= Setema =

District of Oromia, Ethiopia

Setema is one of the woredas in the Oromia Region of Ethiopia. Located in the western part of the Jimma Zone, Setema is bordered on the south by Gera, on the west by Sigmo, on the north by the Illubabor Zone, and on the southeast by Gomma. The administrative center of the woreda is Gatira.

== Overview ==
The altitude of this woreda ranges from 2,250 to 3,010 m above sea level. The highest points are in the Damu Siga mountain range. Perennial rivers include the Onja, Salako, Gidache and Gebba. A survey of the land in this woreda shows that 27.2% is arable or cultivable (20.8% was under annual crops), 13.1% pasture, 55.1% forest, and the remaining 4.6% is considered degraded, builtup or otherwise unusable. The majority of the Sigmo-Geba State Forest, about 100 km2 in size, is located in Setema. Teff, corn, and sheep are important cash crops. Although coffee is also an important cash crop in this woreda, less than 20 km2 are planted with this crop.

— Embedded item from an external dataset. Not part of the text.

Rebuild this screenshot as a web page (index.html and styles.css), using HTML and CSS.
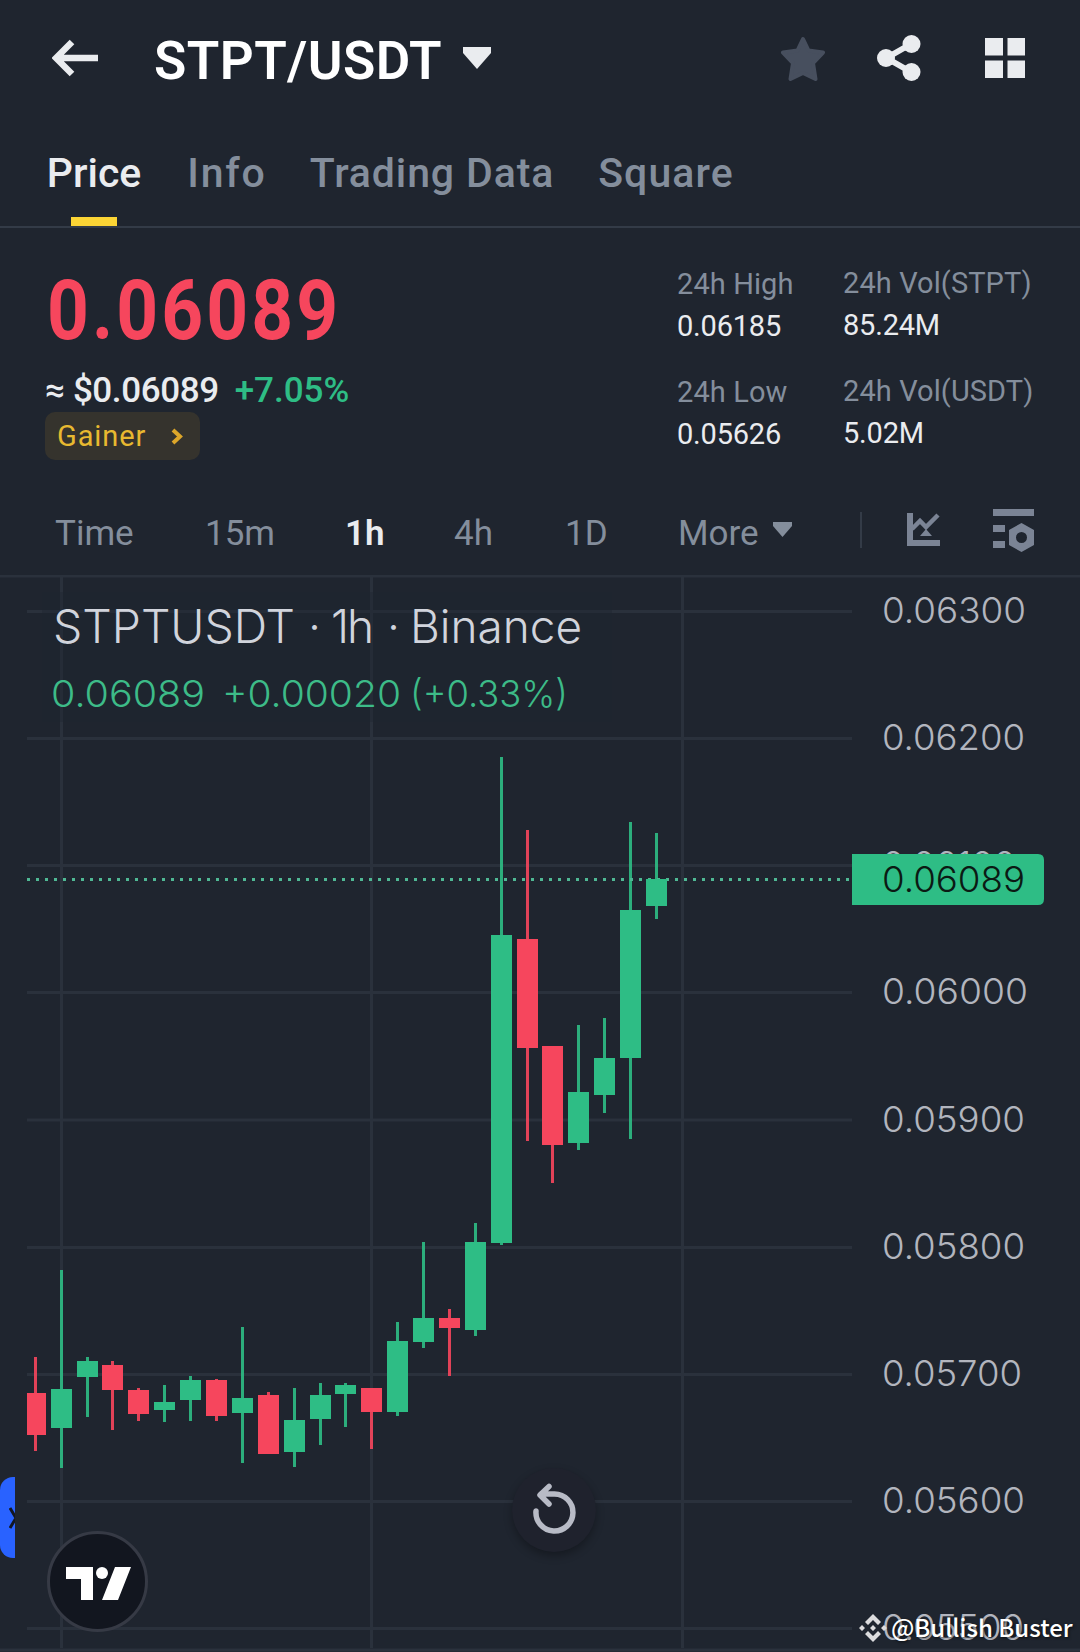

Industry in the woreda includes 32 grain mills. There were 18 Farmers Associations with 17,623 members and 5 Farmers Service Cooperatives with 7,562 members. Setema has 35 km of all-weather road, for an average road density of 31.6 kilometres per 1,000 square kilometres (5 mi / 100 sq mi). About 60% of the urban and 9.6% of the rural population has access to drinking water.

== Demographics ==
The 2007 national census reported a total population for this woreda of 103,221, of whom 50,744 were men and 52,477 were women; 4,729 or 4.58% of its population were urban dwellers. The majority of the inhabitants were Moslem, with 96.91% of the population reporting they observed this belief, while 2.67% of the population said they practised Ethiopian Orthodox Christianity.

Based on figures published by the Central Statistical Agency in 2005, this woreda has an estimated total population of 117,275, of whom 59,069 are men and 58,206 are women; 4,147 or 3.54% of its population are urban dwellers, which is less than the Zone average of 12.3%. With an estimated area of 1,106.10 square kilometers, Setema has an estimated population density of 106 people per square kilometer, which is less than the Zone average of 150.6.

The 1994 national census reported a total population for this woreda of 84,655, of whom 42,234 were men and 42,421 women; 2,318 or 2.74% of its population were urban dwellers at the time. The three largest ethnic groups reported in Setema were the Oromo (96.48%), the Amhara (2.22%), and the Tigray (1.0%); all other ethnic groups made up 0.3% of the population. Oromiffa was spoken as a first language by 97.17%, 1.75% spoke Amharic, and 0.97% spoke Tigrinya; the remaining 0.11% spoke all other primary languages reported. The majority of the inhabitants were Muslim, with 96.84% of the population having reported they practiced that belief, while 2.89% of the population said they professed Ethiopian Orthodox Christianity.